William Hill maintained that it was not responsible for failing to identify Luis as someone who had self-excluded.

It has not yet responded to official requests for comment.

It comes after the company was forced to pay a record £19.2m fine in March to the Gambling Commission for a number of failings, including neglect of vulnerable customers.

Failures identified by the regulator included allowing a customer to open a new account and spend £23,000 in 20 minutes, all without any checks.


The Gambling Commission did not respond to a request for comment but concerns about the self exclusion scheme were first flagged in 2018.

Tim Miller, then the executive director of the Gambling Commission, expressed his concerns in a letter to the industry trade body, the Remote Gambling Association. He said he was "yet to see proper evidence of the effectiveness" of GamStop.

Will Prochaska, strategy director for Gambling with Lives, a charity that supports families bereaved by gambling-related deaths, said: "We see the human cost of people being allowed to gamble after they've tried to self-exclude, and often much more than they can afford.

"The gambling industry has been given free rein to cause harm for too long with the only punishment being fines, which are no deterrent."

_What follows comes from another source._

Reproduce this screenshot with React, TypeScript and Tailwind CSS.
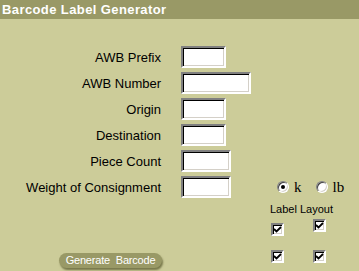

He said that the government's upcoming white paper "needs to include proper affordability checks set at a preventative level that will reduce the deaths, and the Gambling Commission needs to be much tougher, removing firms' licences when failures put lives at risk".

A Gamstop spokesperson said: "The Gamstop scheme matches hundreds of millions of data points per day and we are reliant on the data provided being correct at the point of entry. In addition, it is a licence requirement for every operator to ensure that their customer data is also verified and correct.

"We would recommend that Gamstop should be used in combination with other services, including blocking software, bank blocking, and seeking treatment and support from The National Gambling Helpline on 0808 8020 133."